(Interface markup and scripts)
====

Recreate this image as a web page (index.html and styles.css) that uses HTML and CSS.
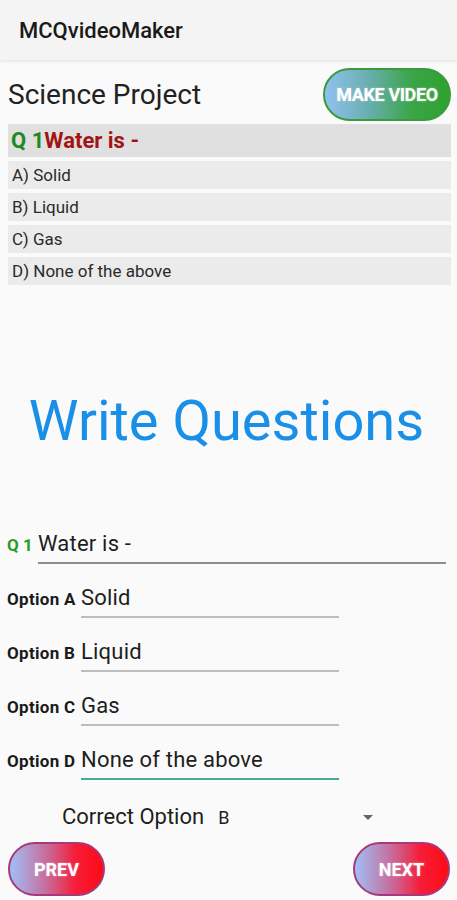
FILE: index.html
```html
<!DOCTYPE html>
<html lang="en">
<head>
  <meta charset="UTF-8" />
  <title>MCQvideoMaker</title>
  <meta name="viewport" content="width=device-width, initial-scale=1.0" />
  <link rel="stylesheet" href="styles.css">
</head>
<body>

  <div class="appbar">MCQvideoMaker</div>

  <div class="content">
    <div class="top-row">
      <div class="project">Science Project</div>
      <button class="pill green">MAKE VIDEO</button>
    </div>

    <div class="q-head"><span class="q-num">Q 1</span><span class="q-text">Water is -</span></div>
    <div class="opt">A) Solid</div>
    <div class="opt">B) Liquid</div>
    <div class="opt">C) Gas</div>
    <div class="opt">D) None of the above</div>

    <h1 class="big-title">Write Questions</h1>

    <div class="form">
      <div class="field">
        <span class="q-label">Q 1</span>
        <div class="input wide">Water is -</div>
      </div>
      <div class="field">
        <span class="opt-label">Option A</span>
        <div class="input">Solid</div>
      </div>
      <div class="field">
        <span class="opt-label">Option B</span>
        <div class="input">Liquid</div>
      </div>
      <div class="field">
        <span class="opt-label">Option C</span>
        <div class="input">Gas</div>
      </div>
      <div class="field">
        <span class="opt-label">Option D</span>
        <div class="input focused">None of the above</div>
      </div>
    </div>

    <div class="spinner">
      <span class="spin-label">Correct Option</span>
      <span class="spin-value">B</span>
      <span class="spin-arrow"></span>
    </div>

    <div class="nav">
      <button class="pill red">PREV</button>
      <button class="pill red">NEXT</button>
    </div>
  </div>

</body>
</html>
```

FILE: styles.css
```css
* { box-sizing: border-box; margin: 0; padding: 0; }
body {
  font-family: Roboto, "Liberation Sans", sans-serif;
  background: #fafafa;
  color: #1e1e1e;
  width: 457px;
  height: 900px;
  overflow: hidden;
}
.appbar {
  height: 60px;
  background: #f4f4f4;
  padding-left: 19px;
  display: flex;
  align-items: center;
  font-size: 22px;
  font-weight: 500;
  color: #1a1a1a;
  box-shadow: 0 2px 3px rgba(0,0,0,0.07);
}
.content {
  padding: 0 6px 0 8px;
}
.top-row {
  display: flex;
  justify-content: space-between;
  align-items: center;
  margin-top: 8px;
}
.project {
  font-size: 28px;
  color: #222;
}
.pill {
  font-family: Roboto, "Liberation Sans", sans-serif;
  font-weight: 700;
  color: #fff;
  border-radius: 28px;
  cursor: pointer;
  text-shadow: 0 0 2px rgba(255,255,255,0.5);
}
.pill.green {
  width: 128px;
  height: 53px;
  font-size: 18px;
  letter-spacing: -0.4px;
  border: 2px solid #3a9a3e;
  background: linear-gradient(to right, #8fc2f0 0%, #6aaeb0 35%, #3aa548 70%, #2ea22e 100%);
}
.pill.red {
  width: 97px;
  height: 54px;
  font-size: 18px;
  border: 2px solid #a8387a;
  background: linear-gradient(to right, #9fc0f6 0%, #c86a9a 40%, #f51e3a 70%, #ff0a14 100%);
}
.q-head {
  margin-top: 3px;
  height: 33px;
  background: #e0e0e0;
  padding-left: 3px;
  display: flex;
  align-items: center;
  font-size: 22px;
  font-weight: 700;
}
.q-num { color: #1f8a1f; }
.q-text { color: #a31515; }
.opt {
  margin-top: 4px;
  height: 28px;
  background: #ebebeb;
  padding-left: 4px;
  display: flex;
  align-items: center;
  font-size: 17px;
  color: #2a2a2a;
}
.big-title {
  margin: 104px 6px 0 0;
  text-align: center;
  font-size: 56px;
  line-height: 64px;
  font-weight: 400;
  color: #1a8fe8;
}
.form {
  margin-top: 78px;
}
.field {
  display: flex;
  align-items: baseline;
  margin-top: 21px;
}
.field:first-child { margin-top: 0; }
.q-label {
  width: 31px;
  font-size: 17px;
  font-weight: 700;
  color: #2a9a2a;
  margin-left: -1px;
}
.opt-label {
  width: 74px;
  font-size: 17px;
  font-weight: 700;
  letter-spacing: 0.3px;
  color: #1a1a1a;
  margin-left: -1px;
}
.input {
  width: 258px;
  font-size: 22px;
  line-height: 26px;
  letter-spacing: 0.2px;
  padding: 0 0 5px 0;
  border-bottom: 2px solid #bdbdbd;
  color: #1e1e1e;
}
.input.wide {
  flex: 1;
  width: auto;
  margin-right: 5px;
  border-bottom-color: #8c8c8c;
}
.input.focused {
  border-bottom-color: #4aa898;
}
.spinner {
  display: flex;
  align-items: baseline;
  margin: 24px 0 0 54px;
  width: 311px;
  height: 26px;
  font-size: 22px;
  line-height: 26px;
  color: #1e1e1e;
}
.spin-value {
  font-size: 18px;
  margin-left: 14px;
  flex: 1;
}
.spin-arrow {
  width: 0;
  height: 0;
  border-left: 5px solid transparent;
  border-right: 5px solid transparent;
  border-top: 5px solid #666;
  align-self: center;
}
.nav {
  display: flex;
  justify-content: space-between;
  margin-top: 12px;
  padding-right: 1px;
}
```
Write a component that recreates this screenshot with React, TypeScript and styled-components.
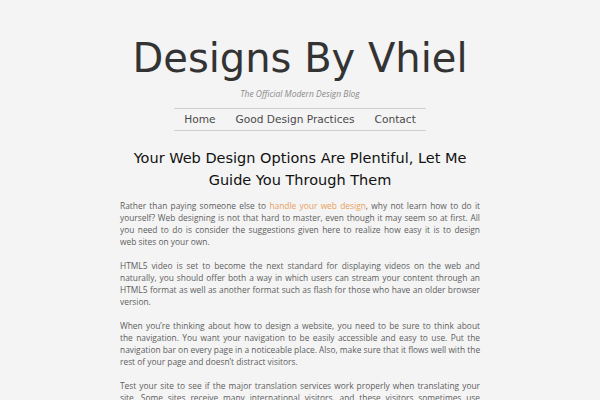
import React from "react";
import styled, { createGlobalStyle } from "styled-components";

const GlobalStyle = createGlobalStyle`
  html, body {
    margin: 0;
    padding: 0;
    background: #f4f4f4;
  }
  body {
    font-family: "DejaVu Sans", sans-serif;
  }
`;

const Page = styled.div`
  width: 360px;
  margin: 0 auto;
  padding-top: 32px;
  display: flex;
  flex-direction: column;
  align-items: center;
`;

const SiteTitle = styled.h1`
  margin: 0;
  font-family: "DejaVu Sans", sans-serif;
  font-weight: 400;
  font-size: 40px;
  line-height: 52px;
  color: #333;
  white-space: nowrap;
`;

const Tagline = styled.div`
  margin-top: 4px;
  font-family: "Open Sans", sans-serif;
  font-style: italic;
  font-size: 8.5px;
  color: #8a8a8a;
`;

const Nav = styled.nav`
  margin-top: 9px;
  display: flex;
  gap: 20px;
  padding: 3px 10px 4px;
  border-top: 1px solid #cfcfcf;
  border-bottom: 1px solid #cfcfcf;
`;

const NavLink = styled.a`
  font-family: "DejaVu Sans", sans-serif;
  font-size: 10.6px;
  line-height: 14px;
  color: #4a4a4a;
  text-decoration: none;
`;

const PostTitle = styled.h2`
  margin: 16px 0 0;
  font-family: "DejaVu Sans", sans-serif;
  font-weight: 400;
  font-size: 14.5px;
  line-height: 22px;
  color: #111;
  text-align: center;
`;

const Article = styled.div`
  margin-top: 9px;
  width: 100%;
`;

const Paragraph = styled.p`
  margin: 0 0 12px;
  font-family: "Open Sans", sans-serif;
  font-size: 8.4px;
  line-height: 12px;
  color: #5e5e5e;
`;

// one printed line of a justified paragraph; the last line stays ragged
const Line = styled.span<{ $last?: boolean }>`
  display: block;
  white-space: nowrap;
  text-align: justify;
  text-align-last: ${({ $last }) => ($last ? "left" : "justify")};
`;

const InlineLink = styled.a`
  color: #e9a05c;
  text-decoration: none;
`;

const paragraphs: React.ReactNode[][] = [
  [
    <>
      Rather than paying someone else to <InlineLink href="#">handle your web design</InlineLink>, why not learn how to do it
    </>,
    "yourself? Web designing is not that hard to master, even though it may seem so at first. All",
    "you need to do is consider the suggestions given here to realize how easy it is to design",
    "web sites on your own.",
  ],
  [
    "HTML5 video is set to become the next standard for displaying videos on the web and",
    "naturally, you should offer both a way in which users can stream your content through an",
    "HTML5 format as well as another format such as flash for those who have an older browser",
    "version.",
  ],
  [
    "When you’re thinking about how to design a website, you need to be sure to think about",
    "the navigation. You want your navigation to be easily accessible and easy to use. Put the",
    "navigation bar on every page in a noticeable place. Also, make sure that it flows well with the",
    "rest of your page and doesn’t distract visitors.",
  ],
  [
    "Test your site to see if the major translation services work properly when translating your",
    "site. Some sites receive many international visitors, and these visitors sometimes use",
    "translation services to read your content.",
  ],
];

const App = () => (
  <>
    <GlobalStyle />
    <Page>
      <SiteTitle>Designs By Vhiel</SiteTitle>
      <Tagline>The Official Modern Design Blog</Tagline>
      <Nav>
        <NavLink href="#">Home</NavLink>
        <NavLink href="#">Good Design Practices</NavLink>
        <NavLink href="#">Contact</NavLink>
      </Nav>
      <PostTitle>
        Your Web Design Options Are Plentiful, Let Me
        <br />
        Guide You Through Them
      </PostTitle>
      <Article>
        {paragraphs.map((lines, i) => (
          <Paragraph key={i}>
            {lines.map((line, j) => (
              <Line key={j} $last={j === lines.length - 1}>
                {line}
              </Line>
            ))}
          </Paragraph>
        ))}
      </Article>
    </Page>
  </>
);

export default App;
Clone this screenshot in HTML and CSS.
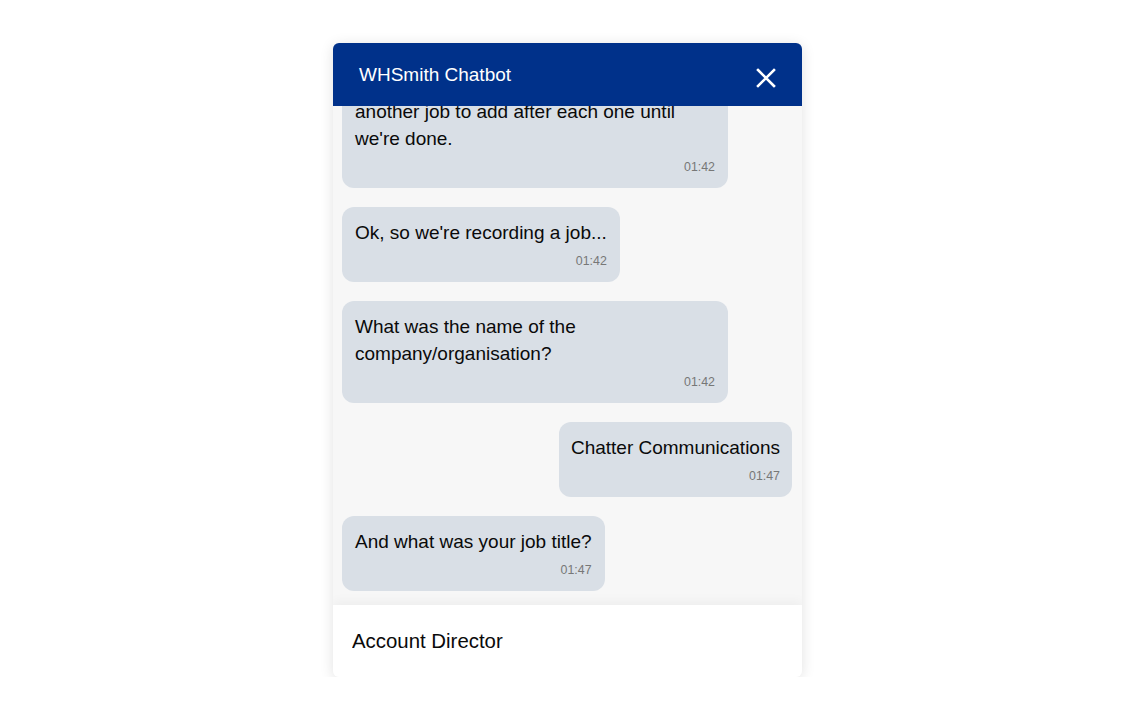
FILE: index.html
```html
<!DOCTYPE html>
<html lang="en">
<head>
    <meta charset="UTF-8">
    <meta name="viewport" content="width=device-width, initial-scale=1.0">
    <title>WHSmith Chatbot</title>
    <link rel="stylesheet" href="styles.css">
</head>
<body>
    <div class="page">
        <div class="chat">
            <!-- Header -->
            <div class="chat-header">
                <span class="chat-title">WHSmith Chatbot</span>
                <button type="button" class="close-btn" aria-label="Close">
                    <svg width="20" height="20" viewBox="0 0 20 20">
                        <path d="M2 2 L18 18 M18 2 L2 18" stroke="#fff" stroke-width="2.6" stroke-linecap="square"/>
                    </svg>
                </button>
            </div>

            <!-- Messages -->
            <div class="chat-messages">
                <div class="msg bot">
                    <div class="msg-text">Let's go through your work history. I'll ask about one job at a time, and check if there's<br>another job to add after each one until we're done.</div>
                    <div class="msg-time">01:42</div>
                </div>
                <div class="msg bot">
                    <div class="msg-text">Ok, so we're recording a job...</div>
                    <div class="msg-time">01:42</div>
                </div>
                <div class="msg bot">
                    <div class="msg-text">What was the name of the company/organisation?</div>
                    <div class="msg-time">01:42</div>
                </div>
                <div class="msg user">
                    <div class="msg-text">Chatter Communications</div>
                    <div class="msg-time">01:47</div>
                </div>
                <div class="msg bot">
                    <div class="msg-text">And what was your job title?</div>
                    <div class="msg-time">01:47</div>
                </div>
            </div>

            <!-- Input -->
            <div class="chat-input">
                <input type="text" id="reply" name="reply" value="Account Director">
            </div>
        </div>
    </div>
</body>
</html>
```

FILE: styles.css
```css
body {
    margin: 0;
    background-color: #fff;
    font-family: "Liberation Sans", Arial, sans-serif;
    color: #0a0a0a;
}
.page {
    padding: 43px 0 0 333px;
}
.chat {
    width: 469px;
    height: 634px;
    display: flex;
    flex-direction: column;
    border-radius: 6px;
    overflow: hidden;
    background-color: #f7f7f7;
    box-shadow: 0 2px 14px rgba(0, 0, 0, 0.12);
}
.chat-header {
    height: 63px;
    flex-shrink: 0;
    display: flex;
    align-items: center;
    justify-content: space-between;
    padding: 0 26px;
    background-color: #00318a;
    color: #fff;
}
.chat-title {
    font-size: 19px;
}
.close-btn {
    background: none;
    border: none;
    padding: 0;
    margin-top: 6px;
    width: 20px;
    height: 20px;
    cursor: pointer;
}
.close-btn svg {
    display: block;
}
.chat-messages {
    flex: 1;
    min-height: 0;
    overflow: hidden;
    display: flex;
    flex-direction: column;
    justify-content: flex-end;
    gap: 19px;
    padding: 0 10px 14px 9px;
}
.msg {
    flex-shrink: 0;
    max-width: 360px;
    padding: 12px 13px;
    border-radius: 12px;
    background-color: #d9dfe6;
}
.msg.bot {
    align-self: flex-start;
}
.msg.user {
    align-self: flex-end;
    padding: 12px 12px;
}
.msg-text {
    font-size: 19px;
    line-height: 27px;
}
.msg-time {
    margin-top: 6px;
    font-size: 12.4px;
    line-height: 18px;
    color: #777;
    text-align: right;
}
.chat-input {
    height: 72px;
    flex-shrink: 0;
    display: flex;
    align-items: center;
    padding: 0 19px;
    background-color: #fff;
    box-shadow: 0 -4px 10px rgba(0, 0, 0, 0.04);
}
.chat-input input {
    width: 100%;
    border: none;
    outline: none;
    padding: 0;
    font-family: "Liberation Sans", Arial, sans-serif;
    font-size: 20.4px;
    color: #0a0a0a;
    background: transparent;
}
```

====

Given request:
Your answer should be a single number: the count of lines that contain "Write".

Exercise output:
2